What you're seeing here is Rera being lazy.
Originally, 127 film was cut to 46mm, but the backing was 47 mm to make it a tight fit in the spool and prevent fogging after the exposed roll was sealed, before processing. Tolerances being what they are, most 127 film reels will fit 46mm film with a little slop.
Rerapan, apparently, is cut with the film the same width as the backing -- simpler processing, possibly, and a strong indicator they're cutting their own from larger rolls rather than buying 46mm wide rolls from a film manufacturer and loading that -- but that puts the film outside the tolerance of the reel. if you want to continue using Rerapan (and Rerachrome), you'll probably want to do the modification to the Paterson reel mentioned above, to let the plates sit a millimeter further apart (it won't prevent processing in-spec film, just make it possible to process the too-wide Rera stock). Otherwise, I'd recommend switching over to recutting 120 as soon as you have half a dozen 127 spools (and you can buy those without film on them, though I don't recall exactly where).

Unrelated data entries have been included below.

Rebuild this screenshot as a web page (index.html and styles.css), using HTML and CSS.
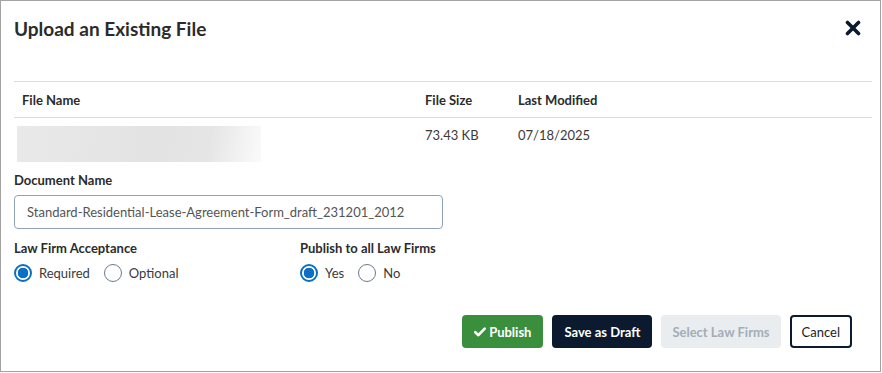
FILE: index.html
```html
<!DOCTYPE html>
<html lang="en">
<head>
    <meta charset="UTF-8">
    <meta name="viewport" content="width=device-width, initial-scale=1.0">
    <title>Upload an Existing File</title>
    <link rel="stylesheet" href="styles.css">
</head>
<body>
    <div class="dialog">
        <div class="dialog-header">
            <h1 class="title">Upload an Existing File</h1>
            <button class="close" aria-label="Close">
                <svg width="16" height="16" viewBox="0 0 16 16">
                    <path d="M2.5 2.5 L13.5 13.5 M13.5 2.5 L2.5 13.5" stroke="#0b1a2e" stroke-width="3.6" stroke-linecap="round"/>
                </svg>
            </button>
        </div>

        <table class="files">
            <colgroup>
                <col class="col-name">
                <col class="col-size">
                <col>
            </colgroup>
            <tr>
                <th>File Name</th>
                <th>File Size</th>
                <th>Last Modified</th>
            </tr>
            <tr>
                <td class="name-cell"><div class="blurred"></div></td>
                <td>73.43 KB</td>
                <td>07/18/2025</td>
            </tr>
        </table>

        <label class="field-label" for="docName">Document Name</label>
        <input id="docName" class="text-input" type="text" value="Standard-Residential-Lease-Agreement-Form_draft_231201_2012">

        <div class="options">
            <div class="group">
                <p class="field-label">Law Firm Acceptance</p>
                <div class="radios">
                    <span class="radio checked"></span><span class="radio-text">Required</span>
                    <span class="radio"></span><span class="radio-text">Optional</span>
                </div>
            </div>
            <div class="group">
                <p class="field-label">Publish to all Law Firms</p>
                <div class="radios">
                    <span class="radio checked"></span><span class="radio-text">Yes</span>
                    <span class="radio"></span><span class="radio-text">No</span>
                </div>
            </div>
        </div>

        <div class="actions">
            <button class="btn btn-publish">
                <svg width="12" height="10" viewBox="0 0 12 10">
                    <path d="M1.3 5.2 L4.4 8.2 L10.7 1.6" stroke="#fff" stroke-width="2.6" fill="none" stroke-linecap="round" stroke-linejoin="round"/>
                </svg>
                Publish
            </button>
            <button class="btn btn-draft">Save as Draft</button>
            <button class="btn btn-disabled">Select Law Firms</button>
            <button class="btn btn-cancel">Cancel</button>
        </div>
    </div>
</body>
</html>
```

FILE: styles.css
```css
body {
    margin: 0;
    font-family: Lato, "Liberation Sans", sans-serif;
    color: #2d2d2d;
    background: #fff;
}

.dialog {
    width: 881px;
    height: 372px;
    box-sizing: border-box;
    border: 1px solid #a3a3a3;
    padding: 0 8px 0 13px;
}

.dialog-header {
    display: flex;
    justify-content: space-between;
    align-items: center;
    height: 24px;
    margin-top: 15px;
}
.title {
    margin: 0;
    font-size: 19px;
    font-weight: 700;
    color: #2b2b2b;
}
.close {
    border: none;
    background: none;
    padding: 0;
    margin-right: 11px;
    width: 16px;
    height: 16px;
    display: flex;
}

.files {
    width: 100%;
    margin-top: 41px;
    border-collapse: collapse;
    table-layout: fixed;
    font-size: 13px;
}
.col-name { width: 403px; }
.col-size { width: 93px; }
.files th {
    text-align: left;
    font-weight: 700;
    color: #2b2b2b;
    height: 35px;
    padding: 0 8px;
    border-top: 1px solid #dcdcdc;
    border-bottom: 1px solid #dcdcdc;
}
.files td {
    vertical-align: top;
    padding: 8px 8px;
    line-height: 18px;
    color: #3a3a3a;
}
.files td.name-cell { padding-left: 3px; }
.blurred {
    width: 244px;
    height: 36px;
    background: linear-gradient(100deg, #e9e9e9 0%, #e3e3e3 55%, #e5e5e5 78%, #f6f6f6 95%, #fafafa 100%);
}

.field-label {
    display: block;
    margin: 1px 0 0;
    font-size: 13px;
    font-weight: 700;
    line-height: 18px;
    color: #2b2b2b;
}

.text-input {
    display: block;
    margin-top: 6px;
    width: 429px;
    height: 34px;
    box-sizing: border-box;
    border: 1px solid #8fa3b8;
    border-radius: 4px;
    padding: 0 12px;
    font-family: Lato, "Liberation Sans", sans-serif;
    font-size: 13px;
    color: #545454;
}

.options {
    display: flex;
    margin-top: 9px;
}
.group { width: 286px; }
.radios {
    display: flex;
    align-items: center;
    margin-top: 7px;
    height: 18px;
    font-size: 13px;
    color: #3a3a3a;
}
.radio {
    width: 18px;
    height: 18px;
    box-sizing: border-box;
    border: 1px solid #6b7b8c;
    border-radius: 50%;
    background: #fff;
    flex: none;
}
.radio.checked {
    border: 2px solid #0b6fc6;
    background: radial-gradient(circle, #0b6fc6 0, #0b6fc6 5px, #fff 5.6px);
}
.radio-text {
    margin-left: 7px;
    margin-right: 14px;
}

.actions {
    display: flex;
    justify-content: flex-end;
    gap: 9px;
    margin-top: 33px;
    padding-right: 20px;
}
.btn {
    height: 33px;
    border: none;
    border-radius: 4px;
    padding: 0 12px;
    font-family: Lato, "Liberation Sans", sans-serif;
    font-size: 13px;
    font-weight: 700;
    display: flex;
    align-items: center;
    gap: 3px;
}
.btn-publish { background: #3a8f3d; color: #fff; }
.btn-draft { background: #0b1a2e; color: #fff; }
.btn-disabled { background: #e9edf0; color: #a3adb6; padding: 0 11px; }
.btn-cancel {
    background: #fff;
    border: 2px solid #0b1a2e;
    color: #1c1c1c;
    font-weight: 400;
    padding: 0 10px;
}
```
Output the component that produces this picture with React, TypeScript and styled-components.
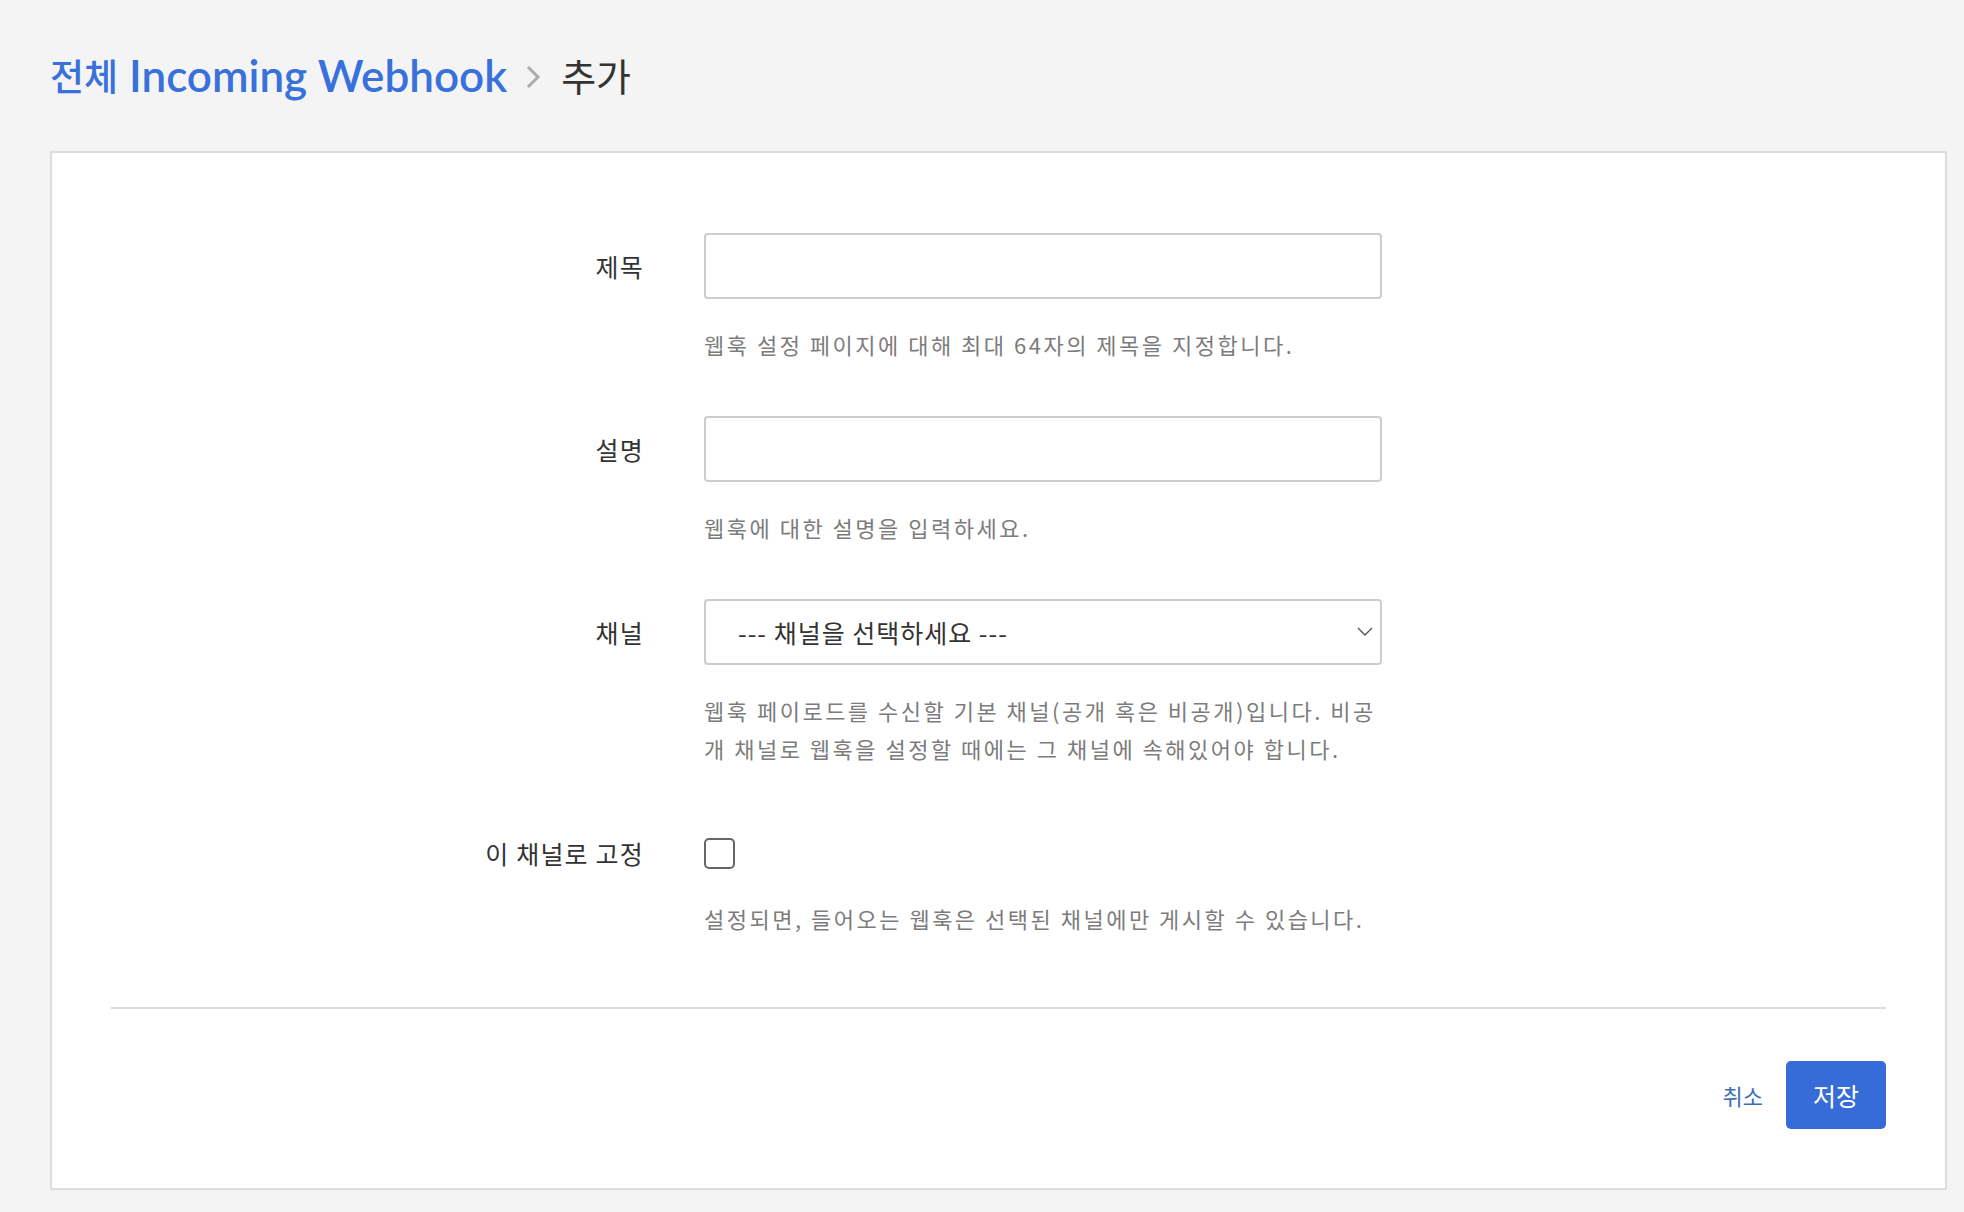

There are commercial 3D printed devices available to cut 127 width from 120 (I have one in front of me right now). If you cut so the 46mm strip is on the edge with the 6x4.5 framing track, and then spool the film backward, you'll get the 6x4.5 track where a 4x4 camera expects it, and the 6x6 track where a 4x6.5 full frame 127 needs it. You'll probably need to mask the frame a little in a full frame camera (or live with a few millimeters of overlap) and you surely will have to if you have a half-frame 4x3 size camera, but this means you don't have to recycle 127 backing paper until it's too tattered to use, you can just use the backing that gets cut along with the film from 120.
In the past, however, I've cut 120 to 127 by hand -- I've read about it being done on a bandsaw, and seen video of it done with a guillotine style cigar cutter; I've done it with a utility knife, while spinning the film on my 7x12 mini-lathe. In daylight. In my experience, the fogging at the cut is much narrower than the rebate on the film, even if you accidentally cut all the way through the spool core.
As a bonus, you get a leftover strip that will make two minimum reloads for a Minolta 16 or similar 16mm camera that doesn't depend on perforations in the film.